Technical information
- Licensing authority: FCC
- Facility ID: 59643
- Class: D
- Power: 10,000 watts day 3,000 watts critical hours
- Transmitter coordinates: 36°2′34″N 84°2′51″W﻿ / ﻿36.04278°N 84.04750°W
- Translator: 99.7 W259AV (Knoxville)

Links
- Public license information: Public file; LMS;
- Webcast: Listen live
- Website: wjbe.org

= WJBE (AM) =

WJBE (1040 kHz) is an American commercial radio station licensed to Powell, Tennessee, an unincorporated community just northeast of Knoxville; the station serves the Knoxville metropolitan area with an urban contemporary format. WJBE is owned by Joe E. Armstrong through broadcast licensee Arm & Rage, LLC. This station is unrelated to the former locally based WJBE (1430 AM) owned by entertainer James Brown from 1968 through 1979, for which it is named.

WJBE operates on the clear-channel frequency of 1040 AM, but is not considered a clear-channel station because it is a Class D daytime-only station. WHO in Des Moines, Iowa, is the dominant Class A station, also known as a clear-channel station.

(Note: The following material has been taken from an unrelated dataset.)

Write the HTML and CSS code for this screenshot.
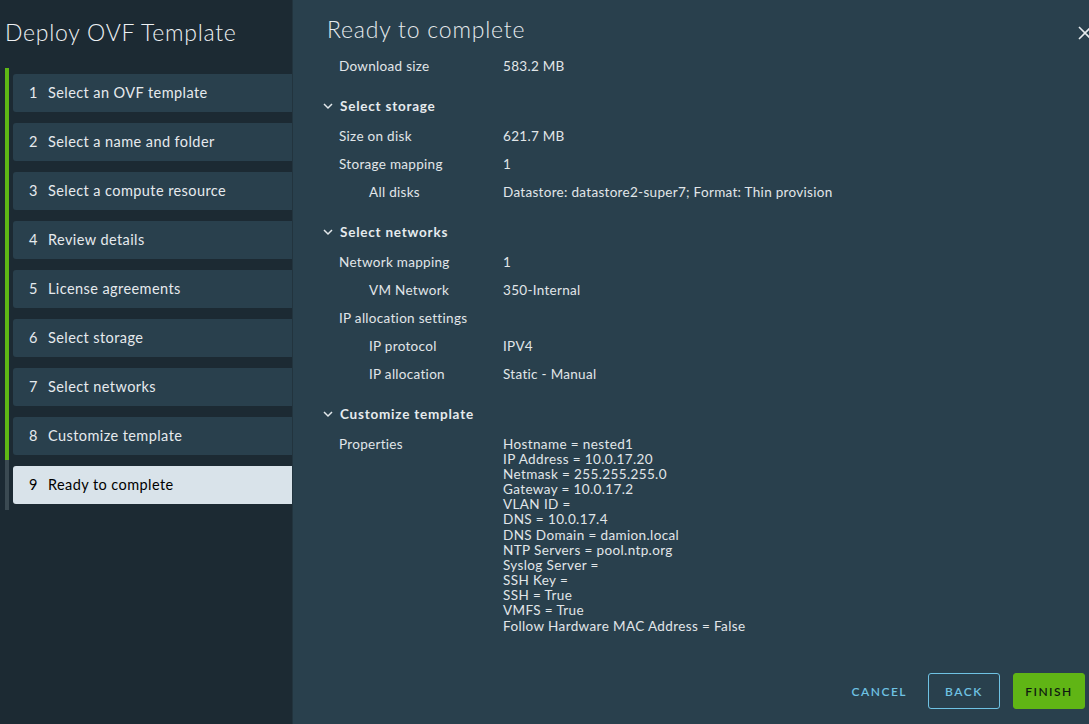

1040 AM in the Knoxville area began broadcasting in 1984 and primarily aired an adult standards format for its first 25 years. The station then aired classic country music in the late 2000s and early 2010s before being sold to its present ownership in 2013 and being reoriented toward the Black community in Knoxville.

==History==
WBZW went on the air in August 1984 as a station with a satellite-fed adult standards format. Founding owner Dick Huckaba sold WBZW in 1986 to Holder Communications but remained president and general manager.

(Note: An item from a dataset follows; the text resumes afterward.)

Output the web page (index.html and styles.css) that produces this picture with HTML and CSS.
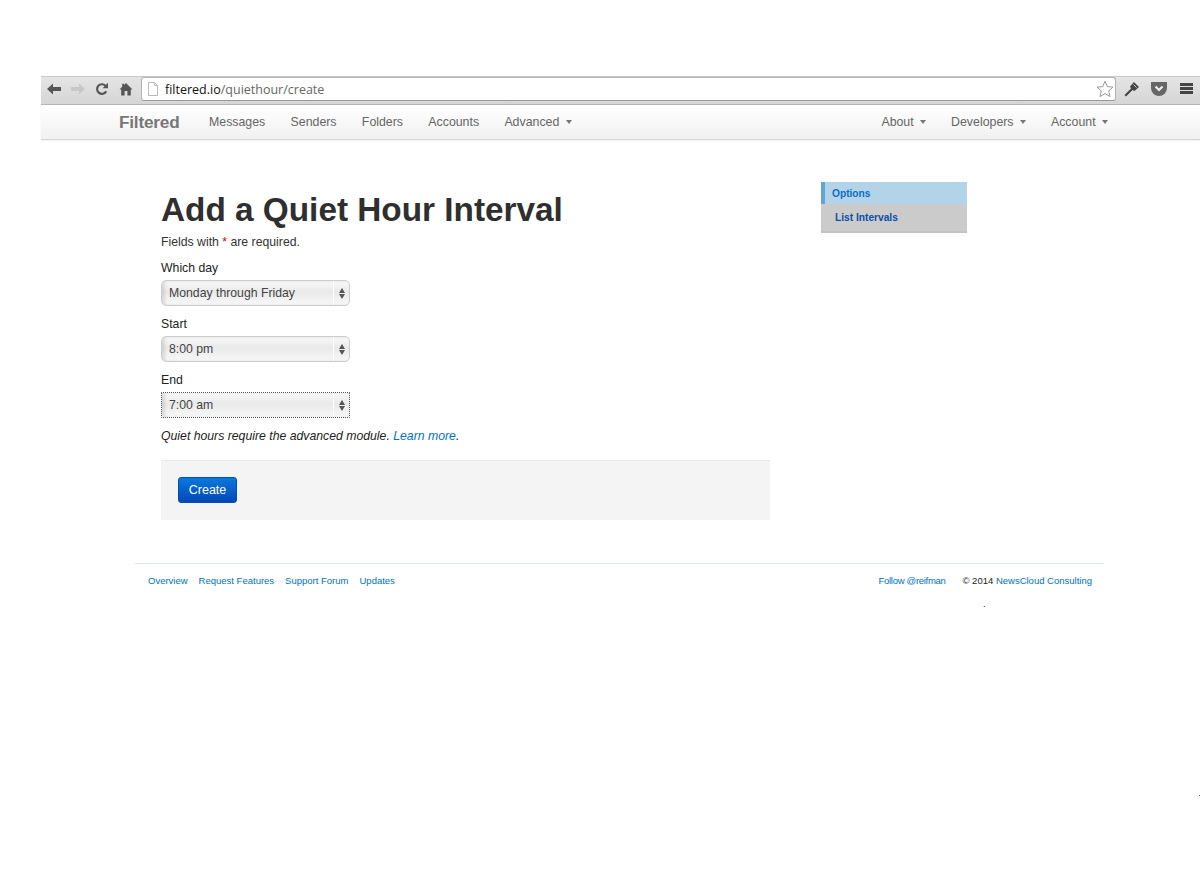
FILE: index.html
```html
<!DOCTYPE html>
<html lang="en">
<head>
    <meta charset="UTF-8">
    <title>Filtered - Add a Quiet Hour Interval</title>
    <link rel="stylesheet" href="styles.css">
</head>
<body>
    <div class="browser">
        <!-- Browser toolbar -->
        <div class="toolbar">
            <div class="tool-btns">
                <svg class="tool-icon" viewBox="0 0 16 16"><path d="M1 8 L7 2.5 V6 H15 V10 H7 V13.5 Z" fill="#555"/></svg>
                <svg class="tool-icon" viewBox="0 0 16 16"><path d="M15 8 L9 2.5 V6 H1 V10 H9 V13.5 Z" fill="#c8c8c8"/></svg>
                <svg class="tool-icon" viewBox="0 0 16 16"><path d="M12.2 10.2 A4.8 4.8 0 1 1 11.6 5" fill="none" stroke="#555" stroke-width="2.2"/><path d="M14 1.8 V7.2 H8.6 Z" fill="#555"/></svg>
                <svg class="tool-icon" viewBox="0 0 16 16"><path d="M8 2 L14.5 8.4 H12.8 V14.5 H9.4 V10 H6.6 V14.5 H3.2 V8.4 H1.5 L4.2 5.7 V2.8 H6 V4 Z" fill="#555"/></svg>
            </div>
            <div class="address-bar">
                <svg class="page-icon" viewBox="0 0 12 14"><path d="M1.5 .5 H7.5 L10.5 3.5 V13.5 H1.5 Z M7.5 .5 V3.5 H10.5" fill="#fff" stroke="#bbb"/></svg>
                <span class="url"><span class="url-host">filtered.io</span>/quiethour/create</span>
                <svg class="star-icon" viewBox="0 0 18 18"><path d="M9 1.2 L11.3 6.6 L17 7.1 L12.7 10.9 L14 16.6 L9 13.6 L4 16.6 L5.3 10.9 L1 7.1 L6.7 6.6 Z" fill="#fff" stroke="#999" stroke-width="1"/></svg>
            </div>
            <div class="ext-btns">
                <svg class="ext-wrench" viewBox="0 0 18 18"><path d="M1.5 15 L8 8.5 L7 6.5 L11 2 L16 7 L11.5 11 L9.5 10 L3 16.5 Z" fill="#444"/><path d="M10.5 4.5 L13.5 7.5" stroke="#ccc" stroke-width="1"/></svg>
                <svg class="ext-pocket" viewBox="0 0 18 16"><path d="M1 1 H17 V7 A8 8 0 0 1 1 7 Z" fill="#666"/><path d="M5.5 5.5 L9 9 L12.5 5.5" fill="none" stroke="#eee" stroke-width="2.2"/></svg>
                <div class="menu-icon"><i></i><i></i><i></i></div>
            </div>
        </div>

        <!-- Site navigation -->
        <nav class="navbar">
            <a class="brand" href="#">Filtered</a>
            <ul class="nav">
                <li><a href="#">Messages</a></li>
                <li><a href="#">Senders</a></li>
                <li><a href="#">Folders</a></li>
                <li><a href="#">Accounts</a></li>
                <li><a href="#">Advanced <b class="caret"></b></a></li>
            </ul>
            <ul class="nav nav-right">
                <li><a href="#">About <b class="caret"></b></a></li>
                <li><a href="#">Developers <b class="caret"></b></a></li>
                <li><a href="#">Account <b class="caret"></b></a></li>
            </ul>
        </nav>

        <div class="content">
            <main class="main-col">
                <h1>Add a Quiet Hour Interval</h1>
                <p class="note">Fields with <span class="required">*</span> are required.</p>
                <form>
                    <label for="day">Which day</label>
                    <div class="select-wrap">
                        <select id="day"><option>Monday through Friday</option></select>
                        <span class="select-arrows"></span>
                    </div>
                    <label for="start">Start</label>
                    <div class="select-wrap">
                        <select id="start"><option>8:00 pm</option></select>
                        <span class="select-arrows"></span>
                    </div>
                    <label for="end">End</label>
                    <div class="select-wrap focused">
                        <select id="end"><option>7:00 am</option></select>
                        <span class="select-arrows"></span>
                    </div>
                    <p class="hint"><em>Quiet hours require the advanced module. <a href="#">Learn more</a>.</em></p>
                    <div class="form-actions">
                        <button type="button" class="btn-primary">Create</button>
                    </div>
                </form>
            </main>
            <aside class="sidebar">
                <div class="side-head">Options</div>
                <a class="side-link" href="#">List Intervals</a>
            </aside>
        </div>

        <footer class="site-footer">
            <div class="footer-links">
                <a href="#">Overview</a>
                <a href="#">Request Features</a>
                <a href="#">Support Forum</a>
                <a href="#">Updates</a>
            </div>
            <div class="footer-right">
                <a class="follow" href="#">Follow @reifman</a>
                <span>© 2014 <a href="#">NewsCloud Consulting</a></span>
            </div>
        </footer>
        <div class="stray-dot">.</div>
    </div>
    <i class="edge-speck"></i>
</body>
</html>
```
FILE: styles.css
```css
* {
  margin: 0;
  padding: 0;
  box-sizing: border-box;
}

body {
  font-family: "Liberation Sans", Arial, sans-serif;
  font-size: 12.25px;
  color: #333;
  background: #fff;
  height: 872px;
  overflow: hidden;
  position: relative;
}

a {
  color: #0072c6;
  text-decoration: none;
}

.browser {
  margin: 76px 0 0 41px;
  padding-top: 0.1px;
}

/* Toolbar */
.toolbar {
  height: 29px;
  display: flex;
  align-items: center;
  padding-bottom: 4px;
  background: linear-gradient(#e4e4e4, #d6d6d6);
  border-top: 1px solid #c9c9c9;
  border-bottom: 1px solid #b5b5b5;
}

.tool-btns {
  display: flex;
  gap: 8px;
  padding-left: 5px;
  width: 100px;
}

.tool-icon {
  width: 16px;
  height: 16px;
}

.address-bar {
  width: 975px;
  height: 24px;
  display: flex;
  align-items: center;
  background: #fff;
  border: 1px solid #b4b4b4;
  border-bottom-color: #999;
  border-radius: 3px;
  padding: 0 1px 0 5px;
}

.page-icon {
  width: 12px;
  height: 14px;
  margin-right: 6px;
}

.url {
  font-family: "Open Sans", "Noto Sans", sans-serif;
  font-size: 12.5px;
  color: #666;
  flex: 1;
  padding-top: 1px;
}

.url-host {
  color: #111;
}

.star-icon {
  width: 18px;
  height: 18px;
}

.ext-btns {
  display: flex;
  align-items: center;
  padding-left: 7px;
  gap: 9px;
}

.ext-wrench {
  width: 18px;
  height: 18px;
}

.ext-pocket {
  width: 18px;
  height: 16px;
}

.menu-icon {
  width: 13px;
  margin-left: 3px;
}

.menu-icon i {
  display: block;
  height: 3px;
  background: #444;
  margin-bottom: 1px;
}

/* Navbar */
.navbar {
  height: 35px;
  display: flex;
  align-items: center;
  padding-left: 78px;
  padding-right: 92px;
  background: linear-gradient(#fff, #f1f1f1);
  border-bottom: 1px solid #d4d4d4;
  box-shadow: 0 1px 2px rgba(0, 0, 0, 0.06);
}

.brand {
  font-size: 17.2px;
  font-weight: bold;
  color: #777;
  letter-spacing: -0.2px;
  width: 90px;
}

.nav {
  display: flex;
  list-style: none;
  gap: 25.3px;
}

.nav a {
  color: #666;
  font-size: 12.35px;
}

.nav-right {
  margin-left: auto;
  gap: 25px;
}

.caret {
  display: inline-block;
  width: 0;
  height: 0;
  margin-left: 3px;
  vertical-align: 2px;
  border-top: 4px solid #777;
  border-left: 3.5px solid transparent;
  border-right: 3.5px solid transparent;
}

/* Content */
.content {
  display: flex;
  padding: 42px 0 0 120px;
}

.main-col {
  width: 609px;
}

h1 {
  font-size: 33.35px;
  line-height: 38px;
  font-weight: bold;
  color: #2f2f2f;
  margin-top: 9px;
}

.note {
  margin-top: 5px;
  line-height: 16px;
}

.required {
  color: #e00000;
}

label {
  display: block;
  margin-top: 9px;
  line-height: 18px;
  color: #222;
}

.select-wrap {
  position: relative;
  width: 189px;
  height: 26px;
  margin-top: 3px;
}

.select-wrap select {
  appearance: none;
  -webkit-appearance: none;
  width: 100%;
  height: 100%;
  padding: 0 7px;
  font-family: inherit;
  font-size: 12.25px;
  color: #444;
  border: 1px solid #ccc;
  border-radius: 5px;
  background: linear-gradient(#f9f9f9, #e9e9e9 45%, #f8f8f8);
  box-shadow: inset 3px 0 3px rgba(0, 0, 0, 0.1);
}

.select-wrap.focused select {
  border: 1px dotted #555;
  border-radius: 1px;
  outline: none;
}

.select-arrows {
  position: absolute;
  top: 1px;
  right: 0;
  bottom: 1px;
  width: 17px;
  border-left: 1px solid #fff;
}

.select-arrows::before,
.select-arrows::after {
  content: "";
  position: absolute;
  left: 5px;
  border-left: 3.5px solid transparent;
  border-right: 3.5px solid transparent;
}

.select-arrows::before {
  top: 7px;
  border-bottom: 5px solid #555;
}

.select-arrows::after {
  top: 13px;
  border-top: 5px solid #555;
}

.hint {
  margin-top: 9px;
  line-height: 18px;
  color: #222;
}

.form-actions {
  margin-top: 15px;
  height: 60px;
  padding: 16px 17px;
  background: #f4f4f4;
  border-top: 1px solid #e8e8e8;
}

.btn-primary {
  display: block;
  width: 59px;
  height: 26px;
  font-family: inherit;
  font-size: 12.5px;
  color: #fff;
  border: 1px solid #0050b0;
  border-radius: 3px;
  background: linear-gradient(#0a78dc, #0048b8);
}

/* Sidebar */
.sidebar {
  width: 146px;
  margin-left: 51px;
  font-size: 10.2px;
  font-weight: bold;
  line-height: 23px;
}

.side-head {
  height: 22px;
  padding-left: 7px;
  color: #0a6fc4;
  background: #b3d4e8;
  border-left: 4px solid #62a6d2;
}

.side-link {
  display: block;
  height: 29px;
  line-height: 27px;
  padding-left: 14px;
  color: #0a50a8;
  background: #cbcbcb;
  border-bottom: 2px solid #c2c2c2;
}

/* Footer */
.site-footer {
  display: flex;
  justify-content: space-between;
  width: 969px;
  margin: 43px 0 0 94px;
  padding: 11px 12px 0 13px;
  border-top: 1px solid #dbe6ec;
  font-size: 9.5px;
  line-height: 12px;
  color: #222;
}

.footer-links {
  display: flex;
  gap: 11px;
}

.footer-right {
  display: flex;
  gap: 17px;
}

.follow {
  letter-spacing: -0.3px;
}

.stray-dot {
  margin: 11px 0 0 942px;
  font-size: 9.5px;
  line-height: 12px;
  color: #222;
}

.edge-speck {
  position: absolute;
  left: 1199px;
  top: 795px;
  width: 1px;
  height: 1px;
  background: #555;
}
```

When it was sold again to Knoxville-based Southern Diversified Industries in 1988, the new owners changed the call sign to WQBB, for "We're Quality Big Band". Southern had acquired the station as a spinoff when Holder was purchased and the new owners opted not to keep its only AM outlet. In 1989, the station adopted AM stereo and increased power to 10,000 watts. From 1993, it was simulcast on WQBB-FM 104.5.

Journal Communications acquired the WQBB stations in 1998, doubling its holdings from two stations to four in the Knoxville area. Journal split the FM station off and flipped it to country. In 2002, after WTXM-AM-FM "The Team" dropped its sports format, WQBB flipped to sports talk and picked up many of the same Fox Sports Radio hosts that had been heard on that station.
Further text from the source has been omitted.